WH: Are you working on songs for a new album? If so, what is the theme of the album and when can fans expect a release?

RB: Right now I’m working on a live album. We’ve recorded shows from all across the country and also Europe and Australia. [It is now available for pre-order with an October 21 release to follow].

WH: How has fatherhood changed your worldview?

RB: It’s made me think a bit further down the line, but I don’t think it’s made me any more or less aware of what’s going on.

WH: What music are you listening to these days?

RB: I’ve been listening to a lot of classic country music. Ray Price, Johnny Bush, and Gary Stewart, just to name a few.

***

A friend of mine who grew up in Lubbock, Texas recalls meeting Ryan Bingham in his early days when he still had one foot in the rodeo circuit. He came to College Station, Texas for a show and crashed at her house offering up an album he claimed to have recorded in his bathroom. This was prior to his debut studio album, Wishbone Saloon. At that time, he was mostly playing cowboy songs.

Ryan’s vagabond lifestyle seems to have changed into a demanding touring schedule since his 2010 success winning the Oscar in the category of “Best Original Song,” and a string of hit albums beginning with Mescalito in 2007. He is now based out of Los Angeles where he lives with his wife, Anna Axster and their young child. With the support of millions of fans, he has certainly succeeded beyond his early vocation as a bull-riding teenager, caravanning with cowboy friends around the American Southwest and sleeping where he fell.

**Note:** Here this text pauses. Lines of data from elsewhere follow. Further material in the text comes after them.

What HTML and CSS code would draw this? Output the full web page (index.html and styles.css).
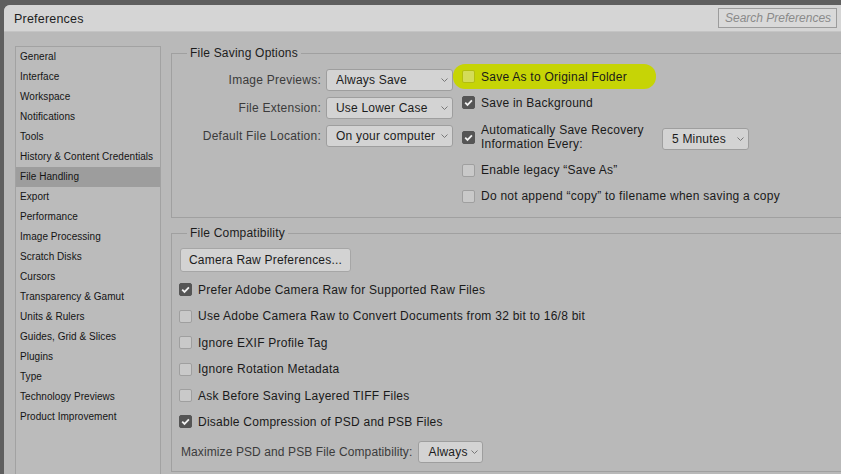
FILE: index.html
```html
<!DOCTYPE html>
<html lang="en">
<head>
<meta charset="utf-8">
<title>Preferences</title>
<link rel="stylesheet" href="styles.css">
</head>
<body>
<div class="frame">
  <div class="window">
    <div class="titlebar">
      <div class="title">Preferences</div>
      <div class="search">Search Preferences</div>
    </div>
    <div class="content">
      <ul class="sidebar">
        <li>General</li>
        <li>Interface</li>
        <li>Workspace</li>
        <li>Notifications</li>
        <li>Tools</li>
        <li>History &amp; Content Credentials</li>
        <li class="active">File Handling</li>
        <li>Export</li>
        <li>Performance</li>
        <li>Image Processing</li>
        <li>Scratch Disks</li>
        <li>Cursors</li>
        <li>Transparency &amp; Gamut</li>
        <li>Units &amp; Rulers</li>
        <li>Guides, Grid &amp; Slices</li>
        <li>Plugins</li>
        <li>Type</li>
        <li>Technology Previews</li>
        <li>Product Improvement</li>
      </ul>
      <div class="main">
        <fieldset class="group saving">
          <legend>File Saving Options</legend>
          <div class="saving-cols">
            <div class="fields">
              <div class="field">
                <span class="field-label">Image Previews:</span>
                <div class="select w127"><span>Always Save</span><svg class="chev" width="7" height="4" viewBox="0 0 7 4"><polyline points="0.5,0.5 3.5,3.5 6.5,0.5"/></svg></div>
              </div>
              <div class="field">
                <span class="field-label">File Extension:</span>
                <div class="select w127"><span>Use Lower Case</span><svg class="chev" width="7" height="4" viewBox="0 0 7 4"><polyline points="0.5,0.5 3.5,3.5 6.5,0.5"/></svg></div>
              </div>
              <div class="field">
                <span class="field-label">Default File Location:</span>
                <div class="select w127"><span>On your computer</span><svg class="chev" width="7" height="4" viewBox="0 0 7 4"><polyline points="0.5,0.5 3.5,3.5 6.5,0.5"/></svg></div>
              </div>
            </div>
            <div class="options">
              <div class="opt r1">
                <div class="pill">
                  <span class="cb cb-hl"></span>
                  <span class="lbl">Save As to Original Folder</span>
                </div>
              </div>
              <div class="opt r2">
                <span class="cb on"><svg width="13" height="13" viewBox="0 0 13 13"><path d="M3.2 6.6 L5.5 8.9 L9.9 4.3"/></svg></span>
                <span class="lbl">Save in Background</span>
              </div>
              <div class="opt r3">
                <span class="cb on"><svg width="13" height="13" viewBox="0 0 13 13"><path d="M3.2 6.6 L5.5 8.9 L9.9 4.3"/></svg></span>
                <span class="lbl two">Automatically Save Recovery<br>Information Every:</span>
                <div class="select w87 low"><span>5 Minutes</span><svg class="chev" width="7" height="4" viewBox="0 0 7 4"><polyline points="0.5,0.5 3.5,3.5 6.5,0.5"/></svg></div>
              </div>
              <div class="opt r4">
                <span class="cb"></span>
                <span class="lbl">Enable legacy “Save As”</span>
              </div>
              <div class="opt r5">
                <span class="cb"></span>
                <span class="lbl">Do not append “copy” to filename when saving a copy</span>
              </div>
            </div>
          </div>
        </fieldset>
        <fieldset class="group compat">
          <legend>File Compatibility</legend>
          <button class="btn" type="button">Camera Raw Preferences...</button>
          <div class="checks">
            <div class="chk">
              <span class="cb on"><svg width="13" height="13" viewBox="0 0 13 13"><path d="M3.2 6.6 L5.5 8.9 L9.9 4.3"/></svg></span>
              <span class="lbl">Prefer Adobe Camera Raw for Supported Raw Files</span>
            </div>
            <div class="chk">
              <span class="cb"></span>
              <span class="lbl">Use Adobe Camera Raw to Convert Documents from 32 bit to 16/8 bit</span>
            </div>
            <div class="chk">
              <span class="cb"></span>
              <span class="lbl">Ignore EXIF Profile Tag</span>
            </div>
            <div class="chk">
              <span class="cb"></span>
              <span class="lbl">Ignore Rotation Metadata</span>
            </div>
            <div class="chk">
              <span class="cb"></span>
              <span class="lbl">Ask Before Saving Layered TIFF Files</span>
            </div>
            <div class="chk">
              <span class="cb on"><svg width="13" height="13" viewBox="0 0 13 13"><path d="M3.2 6.6 L5.5 8.9 L9.9 4.3"/></svg></span>
              <span class="lbl">Disable Compression of PSD and PSB Files</span>
            </div>
          </div>
          <div class="maxrow">
            <span class="field-label plain">Maximize PSD and PSB File Compatibility:</span>
            <div class="select w65"><span>Always</span><svg class="chev" width="7" height="4" viewBox="0 0 7 4"><polyline points="0.5,0.5 3.5,3.5 6.5,0.5"/></svg></div>
          </div>
        </fieldset>
      </div>
    </div>
  </div>
</div>
</body>
</html>
```
FILE: styles.css
```css
html, body {
  margin: 0;
  padding: 0;
  width: 841px;
  height: 474px;
  overflow: hidden;
  font-family: "Liberation Sans", Arial, sans-serif;
  color: #1c1c1c;
}
.frame {
  width: 841px;
  height: 474px;
  background: #5f5f5f;
  padding: 5px 0 0 4px;
  box-sizing: border-box;
}
.window {
  height: 100%;
  background: #b9b9b9;
  border-radius: 6px 0 0 0;
  overflow: hidden;
}
.titlebar {
  height: 27px;
  background: #d5d5d5;
  display: flex;
  align-items: center;
  justify-content: space-between;
  padding: 0 4px 0 10px;
  border-bottom: 1px solid #c4c4c4;
  box-sizing: border-box;
}
.title {
  font-size: 12.5px;
  color: #1e1e1e;
  padding-top: 1px;
  letter-spacing: 0.2px;
}
.search {
  width: 119px;
  height: 20px;
  box-sizing: border-box;
  border: 1px solid #9c9c9c;
  background: #d9d9d9;
  font-size: 12px;
  font-style: italic;
  color: #8a8a8a;
  padding: 2px 0 0 6px;
  margin-top: 0;
}
.content {
  display: flex;
  padding: 14px 0 0 11px;
  align-items: flex-start;
}
.sidebar {
  list-style: none;
  margin: 0;
  padding: 0;
  width: 146px;
  height: 430px;
  box-sizing: border-box;
  border: 1px solid #a2a2a2;
  background: #bbbbbb;
  flex: none;
}
.sidebar li {
  height: 20px;
  line-height: 19px;
  font-size: 10px;
  padding-left: 4px;
  color: #141414;
  letter-spacing: 0.05px;
}
.sidebar li.active {
  background: #9d9d9d;
}
.main {
  margin-left: 10px;
  width: 720px;
  flex: none;
}
.group {
  margin: 0;
  padding: 0;
  border: 1px solid #a0a0a0;
  border-right: none;
  min-width: 0;
}
.group legend {
  font-size: 12px;
  line-height: 14px;
  padding: 0 3px;
  margin-left: 15px;
  color: #1c1c1c;
  letter-spacing: 0.2px;
}
.saving {
  padding-bottom: 7px;
}
.saving-cols {
  display: flex;
}
.fields {
  display: flex;
  flex-direction: column;
  gap: 6px;
  padding-top: 9px;
  width: 281px;
  flex: none;
}
.field {
  display: flex;
  align-items: center;
  gap: 5px;
  height: 22px;
}
.field-label {
  width: 149px;
  text-align: right;
  font-size: 12px;
  color: #3b3b3b;
  flex: none;
  letter-spacing: 0.25px;
}
.field-label.plain {
  width: auto;
  text-align: left;
  letter-spacing: 0.1px;
}
.select {
  height: 22px;
  box-sizing: border-box;
  border: 1px solid #9e9e9e;
  border-radius: 3px;
  background: #d3d3d3;
  display: flex;
  align-items: center;
  justify-content: space-between;
  padding: 0 4px 0 9px;
  font-size: 12px;
  color: #1c1c1c;
  flex: none;
  white-space: nowrap;
  overflow: hidden;
  letter-spacing: 0.2px;
}
.select.low {
  margin-top: 3px;
}
.select span {
  overflow: hidden;
}
.w127 { width: 127px; }
.w87 { width: 87px; }
.w65 { width: 65px; }
.chev {
  flex: none;
  margin-left: 2px;
}
.chev polyline {
  fill: none;
  stroke: #777777;
  stroke-width: 1;
}
.options {
  padding-top: 4px;
  display: flex;
  flex-direction: column;
}
.opt {
  display: flex;
  align-items: center;
  padding-left: 9px;
}
.r1 { height: 25px; padding-left: 0; }
.r2 { height: 27px; }
.r3 { height: 42px; }
.r4 { height: 24px; }
.r5 { height: 28px; }
.pill {
  display: flex;
  align-items: center;
  height: 25px;
  width: 203px;
  box-sizing: border-box;
  padding-left: 9px;
  background: #c6d406;
  border-radius: 12px;
}
.cb {
  width: 13px;
  height: 13px;
  box-sizing: border-box;
  border: 1px solid #9f9f9f;
  border-radius: 2px;
  background: #c9c9c9;
  flex: none;
  display: block;
}
.cb svg {
  display: block;
  margin: -1px;
}
.cb path {
  fill: none;
  stroke: #f2f2f2;
  stroke-width: 1.8;
}
.cb.on {
  background: #555555;
  border-color: #555555;
}
.cb.cb-hl {
  background: #d4dc58;
  border-color: #b3be10;
}
.lbl {
  font-size: 12px;
  margin-left: 6px;
  white-space: nowrap;
  color: #1a1a1a;
  letter-spacing: 0.25px;
}
.lbl.two {
  width: 181px;
  line-height: 14px;
}
.compat {
  margin-top: 8px;
  padding: 0 0 4px 0;
}
.btn {
  margin: 8px 0 0 8px;
  height: 24px;
  width: 171px;
  box-sizing: border-box;
  border: 1px solid #a6a6a6;
  border-radius: 3px;
  background: #d3d3d3;
  font-family: "Liberation Sans", Arial, sans-serif;
  font-size: 12px;
  letter-spacing: 0.2px;
  color: #1c1c1c;
  padding: 0;
  display: block;
}
.checks {
  padding-top: 4.8px;
}
.chk {
  display: flex;
  align-items: center;
  height: 26.4px;
  padding-left: 7px;
}
.maxrow {
  display: flex;
  align-items: center;
  height: 30px;
  padding-left: 9px;
  margin-top: 2px;
  gap: 6px;
}
```
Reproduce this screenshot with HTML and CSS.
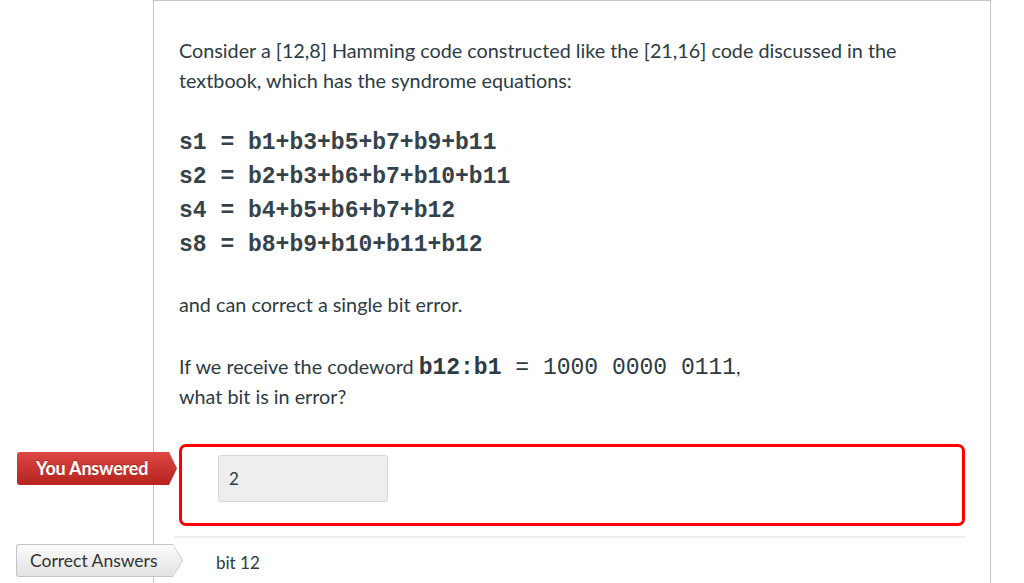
FILE: index.html
```html
<!DOCTYPE html>
<html lang="en">
<head>
<meta charset="utf-8">
<title>Quiz question</title>
<link rel="stylesheet" href="styles.css">
</head>
<body>
<div class="page">
  <div class="gutter"></div>
  <div class="card">
    <div class="question">
      <p>Consider a [12,8] Hamming code constructed like the [21,16] code discussed in the textbook, which has the syndrome equations:</p>
      <pre class="eqs">s1 = b1+b3+b5+b7+b9+b11
s2 = b2+b3+b6+b7+b10+b11
s4 = b4+b5+b6+b7+b12
s8 = b8+b9+b10+b11+b12</pre>
      <p class="mid">and can correct a single bit error.</p>
      <p class="last">If we receive the codeword <code class="strong">b12:b1</code><code> = 1000 0000 0111</code>,<br>what bit is in error?</p>
    </div>
    <div class="answers">
      <div class="answer wrong">
        <span class="badge badge-red">You Answered</span>
        <div class="input-box">2</div>
      </div>
      <div class="sep"></div>
      <div class="answer correct">
        <span class="badge badge-grey">Correct Answers</span>
        <span class="correct-text">bit 12</span>
      </div>
    </div>
  </div>
</div>
</body>
</html>
```

FILE: styles.css
```css
html, body {
  margin: 0;
  padding: 0;
  background: #fff;
  overflow: hidden;
}
body {
  font-family: Lato, "Open Sans", sans-serif;
  color: #2d3b45;
}
.page {
  display: flex;
  width: 1024px;
  height: 583px;
}
.gutter {
  flex: none;
  width: 153px;
}
.card {
  flex: none;
  width: 838px;
  box-sizing: border-box;
  min-height: 640px;
  border: 1px solid #c4c8cb;
  border-bottom: none;
  padding: 34px 25px 0;
}
.question p {
  margin: 0;
  font-size: 19.8px;
  line-height: 30px;
}
.question .eqs {
  margin: 31px 0 0;
  font-family: "Liberation Mono", "Courier New", monospace;
  font-weight: bold;
  font-size: 23px;
  line-height: 34px;
  color: #34424c;
}
.question .mid {
  margin-top: 27px;
}
.question .last {
  margin-top: 32px;
}
.question code {
  font-family: "Liberation Mono", "Courier New", monospace;
  font-size: 23px;
  line-height: 20px;
}
.question code.strong {
  font-weight: bold;
}
.answers {
  margin-top: 33px;
}
.answer {
  position: relative;
}
.answer.wrong {
  border: 3px solid #ff0000;
  border-radius: 7px;
  padding: 8px 36px 21px;
}
.input-box {
  width: 170px;
  height: 47px;
  box-sizing: border-box;
  background: #eeeeee;
  border: 1px solid #d6d6d6;
  border-radius: 3px;
  padding-left: 10px;
  font-size: 17px;
  line-height: 45px;
  color: #2d3b45;
}
.sep {
  margin: 10px 0 0 -4px;
  height: 2px;
  background: #ececec;
}
.answer.correct {
  padding: 13px 0 0 37px;
  font-size: 17px;
  line-height: 24px;
}
.badge {
  position: absolute;
  height: 33px;
  box-sizing: border-box;
  font-size: 17.5px;
  line-height: 33px;
  white-space: nowrap;
}
.badge::before,
.badge::after {
  content: "";
  position: absolute;
  top: 0;
  bottom: 0;
}
.badge-red {
  left: -165px;
  top: 5px;
  width: 152px;
  padding-left: 19px;
  color: #fff;
  font-size: 18px;
  font-weight: bold;
  letter-spacing: -0.2px;
  background: linear-gradient(#dc4643, #b7231f);
  border-radius: 3px 0 0 3px;
  text-shadow: 0 -1px 0 rgba(0, 0, 0, 0.2);
}
.badge-red::after {
  right: -8px;
  width: 8px;
  background: linear-gradient(#dc4643, #b7231f);
  clip-path: polygon(0 0, 100% 50%, 0 100%);
}
.badge-grey {
  left: -163px;
  top: 6px;
  width: 157px;
  padding-left: 13px;
  color: #333;
  background: linear-gradient(#fbfbfb, #e2e2e2);
  border: 1px solid #c4c4c4;
  border-right: none;
  border-radius: 3px 0 0 3px;
  line-height: 31px;
}
.badge-grey::before {
  top: -1px;
  bottom: -1px;
  right: -10px;
  width: 10px;
  background: #c4c4c4;
  clip-path: polygon(0 0, 100% 50%, 0 100%);
}
.badge-grey::after {
  right: -9px;
  width: 9px;
  background: linear-gradient(#fbfbfb, #e2e2e2);
  clip-path: polygon(0 0, 100% 50%, 0 100%);
}
.correct-text {
  color: #2d3b45;
}
```
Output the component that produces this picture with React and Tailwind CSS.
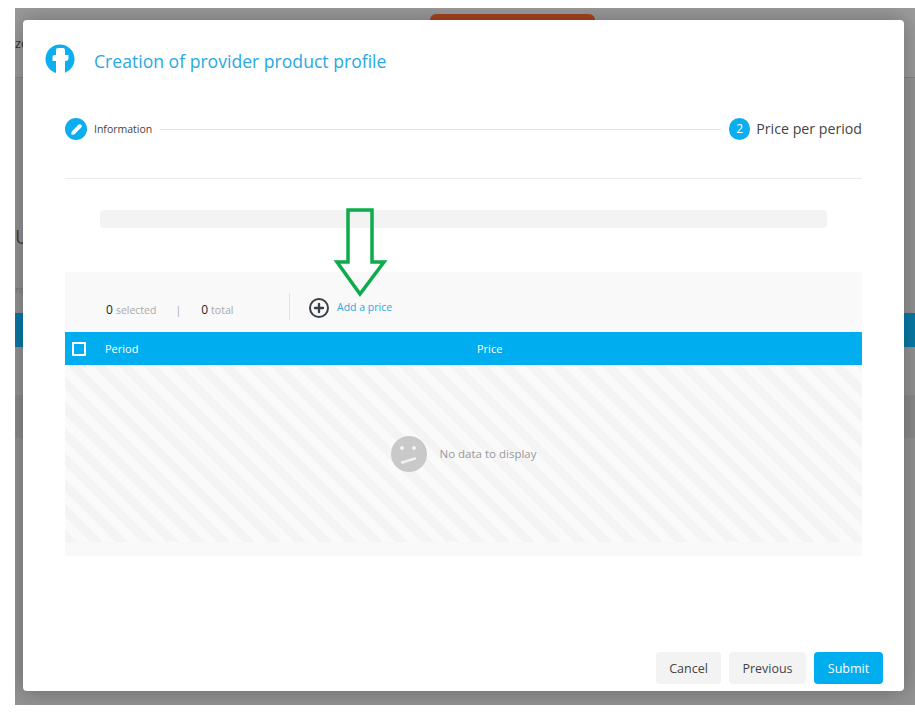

Even in the midst of his rise to fame, adversity loomed over Bingham. He lost both of his parents in the time leading up to his 2012 release, Tomorrowland. He wrote about them in a song on that album called “Never Far Behind.”

By most accounts, Ryan Bingham shies away from the lime-light of fame, yet he seems to be the same laid-back, take-it-as-it-comes dude he was when he first started writing music who would come to be praised by greats such as the late Guy Clark and Robert Earl Keen.

“Americana” has become a fancy way to describe what used to be called “Country & Western,” except it is a genre mostly consisting of artists who are young enough to have grown up listening to Nirvana—in the nineties—when 50% of all music fell, arbitrarily categorized, under the wide swath of “Alternative Music.” Nevertheless, I think Americana describes Bingham’s music well. At our finest, Americans are a people who are able to maintain our composure through creative and artistic expression in times of sorrow and success, during war and peace alike. In the musician’s own words:

“I never let this world get too heavy on my shoulders, ‘Cause my diamond always will pull the weight that I’m under.” –Ryan Bingham from “My Diamond is Too Rough”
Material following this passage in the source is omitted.